Klibinde koşan adam desem? Hemen Mirkelam aklınıza gelir değil mi? Zamanda ilerleyoruz ve ilerledikçe görüyoruz ki piyasa kızışmış, rekabet almış başını gitmiş. Piyasaya girmek için ya çok etkili bir albüm ya da tarz gerekir olmuş. Mirkelam da bunu yapanlardan biriydi. Klibinde kan-ter içinde kalıncaya dek koşmuştu. Şimdi olimpiyatlarda madalya sıkıntısı çekiyoruz ama Mirkelam'ın o yıllarda keşvedilmesi gerekirdi bence. Çünkü o klipte rahat 40km koşmuştur. O koşadursun hemen uzun saçlarıyla, sanatçı bir aileden gelen birine kaysın buğulu bakışlarımız. Kenan Doğulu. Gerçek değeri o yıllarda hemen anlaşılmasa da bugün ne kadar doğru işler yaptığı anlaşılıyor. Yavaş yavaş yükseldi ama yerini gerçekten sağlamlaştırdı. "Yazmışsa Bozmak Olmaz", "Sımsıkı Sıkı Sıkı", "Yaparım Bilirsin", "Hiç Bana Sordun mu", "Kandırdım" o yıllarda beğenerek dinlediğimiz şarkılarından birkaçı.

Güneş, kumsal, deniz üçlüsü. Hepimizin sevdiği şeyler. Kumsalda gençler bir araya geldi mi, hemen ateş yakılır ve gitarıyla birisi şarkılar söylemeye başlar. Günümüzde de hala sürer bu sevilesi gelenek. O kumsalda söylenen şarkılar da genelde "Haluk Levent", "Yaşar" ve "Ege" şarkılarıdır. =) İşte bu üç isim de çıtayı yukarılara taşıyan isimler. Ortak yanları ise şarkılarının buram buram aşk kokması. 2000'lere yaklaştıkça artan rekabetle birlikte güzel yapımlar da artıyordu. Şarkı sözleri giderek daha şiirsel, daha sanatsal bir hal almaktaydı. Bu da dinleyenlerin kulak zevkine daha çok hitap eder olmuştu. Aslında Haluk Levent Türk Pop müzik sanatçısı sayılmayabilir. Fakat dinleyen kitlesi açısından bakarsak belki katılabilir. Ama sound itibariyle "Anadolu Rock" türüne daha yakın. Rock müzik belki başka bir yazının konusu olabilir. Ama ben severek dinlediğim ve gelişimine bizzat tanıklık ettiğim müziği anlatmaya devam etmek istiyorum.
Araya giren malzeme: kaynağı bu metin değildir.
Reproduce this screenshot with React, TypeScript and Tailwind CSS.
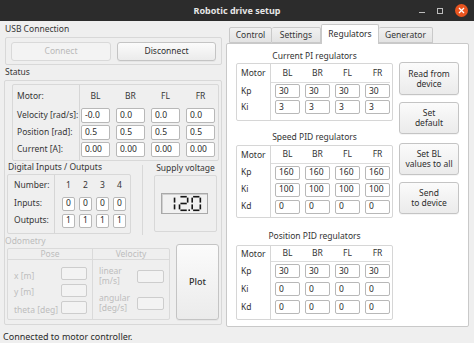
import React from "react";

type BoxProps = { v?: string; cls: string };
const Box = ({ v = "", cls }: BoxProps) => (
  <div className={"bg-white border border-[#b8b8b8] rounded-[2px] flex items-center pl-[3px] text-[#2a2a2a] leading-none " + cls}>{v}</div>
);

const DBox = ({ cls }: { cls: string }) => (
  <div className={"bg-[#f3f3f3] border border-[#cdcdcd] rounded-[2px] " + cls} />
);

const Btn = ({ children, cls, disabled }: { children: React.ReactNode; cls: string; disabled?: boolean }) => (
  <div
    className={
      "flex items-center justify-center text-center rounded-[3px] border leading-[10px] " +
      (disabled
        ? "bg-[#f3f3f3] border-[#d9d9d9] text-[#b9b9b9] "
        : "bg-gradient-to-b from-[#fbfbfb] to-[#ebebeb] border-[#c4c4c4] text-[#2e2e2e] shadow-[0_1px_0_rgba(0,0,0,0.04)] ") +
      cls
    }
  >
    {children}
  </div>
);

function Seg({ x, y, w, h, segs }: { x: number; y: number; w: number; h: number; segs: string }) {
  const m = y + h / 2;
  const g = 1;
  const lines: Record<string, [number, number, number, number]> = {
    a: [x + g, y, x + w - g, y],
    b: [x + w, y + g, x + w, m - g],
    c: [x + w, m + g, x + w, y + h - g],
    d: [x + g, y + h, x + w - g, y + h],
    e: [x, m + g, x, y + h - g],
    f: [x, y + g, x, m - g],
    g: [x + g, m, x + w - g, m],
  };
  return (
    <g>
      {segs.split("").map((s) => {
        const l = lines[s];
        return <line key={s} x1={l[0]} y1={l[1]} x2={l[2]} y2={l[3]} stroke="#151515" strokeWidth={1.8} />;
      })}
    </g>
  );
}

const LCD = () => (
  <svg width="47" height="21" viewBox="0 0 47 21" className="bg-[#f1f1f1] border border-[#a9a9a9] shadow-[inset_1px_1px_0_#d0d0d0]">
    <Seg x={12.5} y={3} w={0} h={15} segs="bc" />
    <Seg x={18} y={3} w={9} h={15} segs="abged" />
    <rect x={27.8} y={17} width={1.8} height={1.8} fill="#151515" />
    <Seg x={32} y={3} w={9} h={15} segs="abcdef" />
  </svg>
);

const cols = ["BL", "BR", "FL", "FR"];

function RegTable({
  rows,
  headerH,
  rowH,
  frameH,
}: {
  rows: [string, string][];
  headerH: string;
  rowH: string;
  frameH: string;
}) {
  return (
    <div className={"w-[157px] border border-[#d6d6d6] rounded-[2px] flex " + frameH}>
      <div className="w-[34px] border-r border-[#d6d6d6] flex flex-col">
        <div className={"flex items-center pl-[4px] " + headerH}>Motor</div>
        {rows.map(([l]) => (
          <div key={l} className={"flex items-center pl-[4px] " + rowH}>
            {l}
          </div>
        ))}
      </div>
      <div className="flex flex-col flex-1">
        <div className={"flex pl-[4px] gap-[5px] border-b border-[#dcdcdc] w-[119px] " + headerH}>
          {cols.map((c) => (
            <div key={c} className="w-[25px] flex items-center justify-center">
              {c}
            </div>
          ))}
        </div>
        {rows.map(([l, v]) => (
          <div key={l} className={"flex items-center pl-[4px] gap-[5px] " + rowH}>
            {cols.map((c) => (
              <Box key={c} v={v} cls="w-[25px] h-[14px]" />
            ))}
          </div>
        ))}
      </div>
    </div>
  );
}

export default function App() {
  return (
    <div className="w-[474px] h-[343px] bg-[#efefef] flex flex-col overflow-hidden font-['Noto_Sans',sans-serif] text-[8.5px] text-[#363636]">
      {/* Title bar */}
      <div className="h-[21px] shrink-0 bg-[#2c2c2c] grid grid-cols-[1fr_auto_1fr] items-center">
        <div />
        <div className="text-[#e6e6e6] font-bold text-[9px]">Robotic drive setup</div>
        <div className="flex items-center justify-end pr-[6px] gap-[12px]">
          <div className="w-[6px] h-[1px] bg-[#bdbdbd] mt-[3px]" />
          <div className="w-[6px] h-[6px] border border-[#bdbdbd]" />
          <div className="w-[13px] h-[13px] rounded-full bg-[#e9541f] flex items-center justify-center">
            <svg width="7" height="7" viewBox="0 0 7 7">
              <path d="M1 1L6 6M6 1L1 6" stroke="#fff" strokeWidth="1.3" />
            </svg>
          </div>
        </div>
      </div>

      {/* Main */}
      <div className="h-[309px] flex">
        {/* Left column */}
        <div className="w-[226px] flex flex-col">
          <div className="h-[16px] pl-[5px] flex items-center pt-[1px]">USB Connection</div>
          <div className="ml-[5px] w-[217px] h-[28px] border border-[#d8d8d8] rounded-[2px] flex items-center pl-[5px] gap-[6px]">
            <Btn cls="w-[100px] h-[19px]" disabled>
              Connect
            </Btn>
            <Btn cls="w-[99px] h-[19px]">Disconnect</Btn>
          </div>
          <div className="h-[15px] pl-[5px] flex items-center">Status</div>
          <div className="ml-[4px] w-[218px] h-[245px] border border-[#d8d8d8] rounded-[2px] flex flex-col">
            {/* Motor table */}
            <div className="mt-[3px] ml-[7px] w-[207px] h-[77px] border border-[#d8d8d8] rounded-[2px] flex">
              <div className="w-[67px] border-r border-[#d6d6d6] flex flex-col">
                <div className="h-[22px] flex items-center pl-[4px]">Motor:</div>
                {["Velocity [rad/s]:", "Position [rad]:", "Current [A]:"].map((l) => (
                  <div key={l} className="h-[17px] flex items-center pl-[4px]">
                    {l}
                  </div>
                ))}
              </div>
              <div className="flex flex-col">
                <div className="h-[22px] flex items-center pl-[1px] gap-[6px]">
                  {cols.map((c) => (
                    <div key={c} className="w-[29px] text-center">
                      {c}
                    </div>
                  ))}
                </div>
                {["-0.0|0.0|0.0|0.0", "0.5|0.5|0.5|0.5", "0.00|0.00|0.00|0.00"].map((r) => (
                  <div key={r} className="h-[17px] flex items-center pl-[1px] gap-[6px]">
                    {r.split("|").map((v, i) => (
                      <Box key={i} v={v} cls="w-[29px] h-[15px]" />
                    ))}
                  </div>
                ))}
              </div>
            </div>

            {/* Digital IO + supply */}
            <div className="h-[74px] flex">
              <div className="w-[138px] border-r border-[#d8d8d8] mt-[4px] flex flex-col">
                <div className="h-[9px] -mt-[2px] pl-[3px] flex items-center">Digital Inputs / Outputs</div>
                <div className="mt-[2px] ml-[2px] w-[124px] h-[60px] border border-[#d8d8d8] rounded-[2px] flex">
                  <div className="w-[47px] border-r border-[#d6d6d6] flex flex-col">
                    <div className="h-[20px] flex items-center pl-[6px]">Number:</div>
                    <div className="h-[17px] flex items-center pl-[6px]">Inputs:</div>
                    <div className="h-[17px] flex items-center pl-[6px]">Outputs:</div>
                  </div>
                  <div className="flex flex-col pl-[7px]">
                    <div className="h-[20px] flex items-center gap-[4px]">
                      {["1", "2", "3", "4"].map((n) => (
                        <div key={n} className="w-[13px] text-center">
                          {n}
                        </div>
                      ))}
                    </div>
                    {["0", "1"].map((v) => (
                      <div key={v} className="h-[17px] flex items-center gap-[4px]">
                        {[0, 1, 2, 3].map((i) => (
                          <div key={i} className="w-[13px] h-[14px] bg-white border border-[#b8b8b8] rounded-[2px] flex items-center justify-center text-[#2a2a2a]">
                            {v}
                          </div>
                        ))}
                      </div>
                    ))}
                  </div>
                </div>
              </div>
              <div className="ml-[11px] w-[63px] flex flex-col">
                <div className="h-[14px] flex items-center justify-center whitespace-nowrap pt-[1px]">Supply voltage</div>
                <div className="h-[57px] border border-[#d8d8d8] rounded-[2px] flex items-center justify-center pr-[2px]">
                  <LCD />
                </div>
              </div>
            </div>

            {/* Odometry + plot */}
            <div className="flex">
              <div className="w-[166px] flex flex-col">
                <div className="h-[12px] flex items-center text-[#bcbcbc]">Odometry</div>
                <div className="mt-[1px] ml-[2px] w-[163px] h-[72px] border border-[#dadada] rounded-[2px] flex text-[#bdbdbd]">
                  <div className="w-[85px] border-r border-[#dadada] flex flex-col">
                    <div className="h-[11px] border-b border-[#dadada] flex items-center justify-center">Pose</div>
                    <div className="flex pl-[6px] pt-[6px]">
                      <div className="w-[47px] flex flex-col">
                        <div className="h-[18px] flex items-center pt-[3px]">x [m]</div>
                        <div className="h-[17px] flex items-center">y [m]</div>
                        <div className="h-[18px] flex items-center">theta [deg]</div>
                      </div>
                      <div className="flex flex-col gap-[4px] pt-[1px]">
                        <DBox cls="w-[26px] h-[13px]" />
                        <DBox cls="w-[26px] h-[13px]" />
                        <DBox cls="w-[26px] h-[13px]" />
                      </div>
                    </div>
                  </div>
                  <div className="flex-1 flex flex-col">
                    <div className="h-[11px] border-b border-[#dadada] flex items-center justify-center">Velocity</div>
                    <div className="flex pl-[6px] pt-[6px]">
                      <div className="w-[38px] flex flex-col leading-[10px] gap-[7px]">
                        <div>
                          linear
                          <br />
                          [m/s]
                        </div>
                        <div>
                          angular
                          <br />
                          [deg/s]
                        </div>
                      </div>
                      <div className="flex flex-col gap-[14px] pt-[4px]">
                        <DBox cls="w-[27px] h-[13px]" />
                        <DBox cls="w-[27px] h-[13px]" />
                      </div>
                    </div>
                  </div>
                </div>
              </div>
              <Btn cls="ml-[5px] mt-[9px] w-[43px] h-[76px] font-medium text-[9px]">Plot</Btn>
            </div>
          </div>
        </div>

        {/* Right column: tabs */}
        <div className="w-[243px] flex flex-col">
          <div className="h-[22px] flex items-end pl-[3px] relative z-10">
            <div className="w-[43px] h-[16px] border border-[#c9c9c9] bg-gradient-to-b from-[#f1f1f1] to-[#e3e3e3] rounded-t-[2px] flex items-center justify-center">
              Control
            </div>
            <div className="w-[49px] h-[16px] border border-l-0 border-[#c9c9c9] bg-gradient-to-b from-[#f1f1f1] to-[#e3e3e3] rounded-t-[2px] flex items-center justify-center">
              Settings
            </div>
            <div className="w-[58px] h-[20px] -mb-[1px] border border-b-0 border-[#c9c9c9] bg-white rounded-t-[2px] flex items-center justify-center text-[#2e2e2e]">
              Regulators
            </div>
            <div className="w-[54px] h-[16px] border border-l-0 border-[#c9c9c9] bg-gradient-to-b from-[#f1f1f1] to-[#e3e3e3] rounded-t-[2px] flex items-center justify-center">
              Generator
            </div>
          </div>
          <div className="h-[284px] bg-white border border-[#c9c9c9] rounded-[2px] flex pl-[9px] pt-[6px] gap-[6px] text-[#333]">
            <div className="w-[157px] flex flex-col">
              <div className="h-[13px] flex items-center justify-center">Current PI regulators</div>
              <RegTable rows={[["Kp", "30"], ["Ki", "3"]]} headerH="h-[19px]" rowH="h-[16px]" frameH="h-[58px]" />
              <div className="h-[24px] flex items-end justify-center pb-[1px]">Speed PID regulators</div>
              <RegTable rows={[["Kp", "160"], ["Ki", "100"], ["Kd", "0"]]} headerH="h-[18px]" rowH="h-[17px]" frameH="h-[73px]" />
              <div className="h-[27px] flex items-end justify-center pb-[2px]">Position PID regulators</div>
              <RegTable rows={[["Kp", "30"], ["Ki", "0"], ["Kd", "0"]]} headerH="h-[16px]" rowH="h-[18px]" frameH="h-[75px]" />
            </div>
            <div className="flex flex-col pt-[12px] gap-[7px]">
              <Btn cls="w-[60px] h-[33px]">
                Read from
                <br />
                device
              </Btn>
              <Btn cls="w-[60px] h-[32px]">
                Set
                <br />
                default
              </Btn>
              <Btn cls="w-[60px] h-[32px] mt-[2px]">
                Set BL
                <br />
                values to all
              </Btn>
              <Btn cls="w-[60px] h-[32px]">
                Send
                <br />
                to device
              </Btn>
            </div>
          </div>
        </div>
      </div>

      {/* Status bar */}
      <div className="h-[13px] flex items-center pl-[3px] text-[#2a2a2a] text-[9px]">Connected to motor controller.</div>
    </div>
  );
}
Ayrıca Haluk Levent ilk zamanlarda daha Pop tarzına yakın şarkılar yapmaktaydı.

Bu şarkışları aşk kokan sanatçılar gönüllerdeki telleri titrete dursun günümüze yaklaşırken, Harun Kolçak, Candan Erçetin, Doğuş, Atilla Taş gibi birbirinden farklı ve hevesli isimler kendilerine yer açmaya çalışacaklardı. Harun Kolçak'ı uzun saçlarından, Atilla Taş'ı Ham Çökelek'inden, Candan Erçetin'i bir klibinde sandalyeye ters oturup şarkı söylemesinden, Doğuş'u da ilginç hayat hikayesinden tanıyacaktık. Daha ismini bile unuttuğumuz bir çok şarkıcı, sanatçı gelip, geçecekti. Bu patlamalar, alçalmalar, yükselmeler içinde tek bir ismin yeri asla tartışılmayacaktı. Sezen Aksu.

Minik Serçe'miz kariyeri boyunca onlarca albüm çıkaracak, yüzlerce şarkıya imza atacak ve hepsi de hit olacaktı. Birçok şarkıcıya bestelerini verecek, yetiştirecek, vokalistleri de ünlü şarkıcılar haline gelecekti. Bu Pop tarihimizde yerini alan, parlayıp - sönen, ya da hala var olan sanatçıların hepsinin gözünde Sezen Aksu'nun yeri apayrıdır ve tartışılmaz. Türk Pop müziği denilince akla ilk gelen/gelmesi gereken kişidir o. Yaşayan bir efsanedir. Onun şarkılarıyla aşık olmuş, ağlamış, üzülmüş, ayrılığı tatmış bir nesiliz belki de birçoğumuz. Hiç sıkılmadan dinledik ve dinliyoruz. Sen bir tanesin Sezen...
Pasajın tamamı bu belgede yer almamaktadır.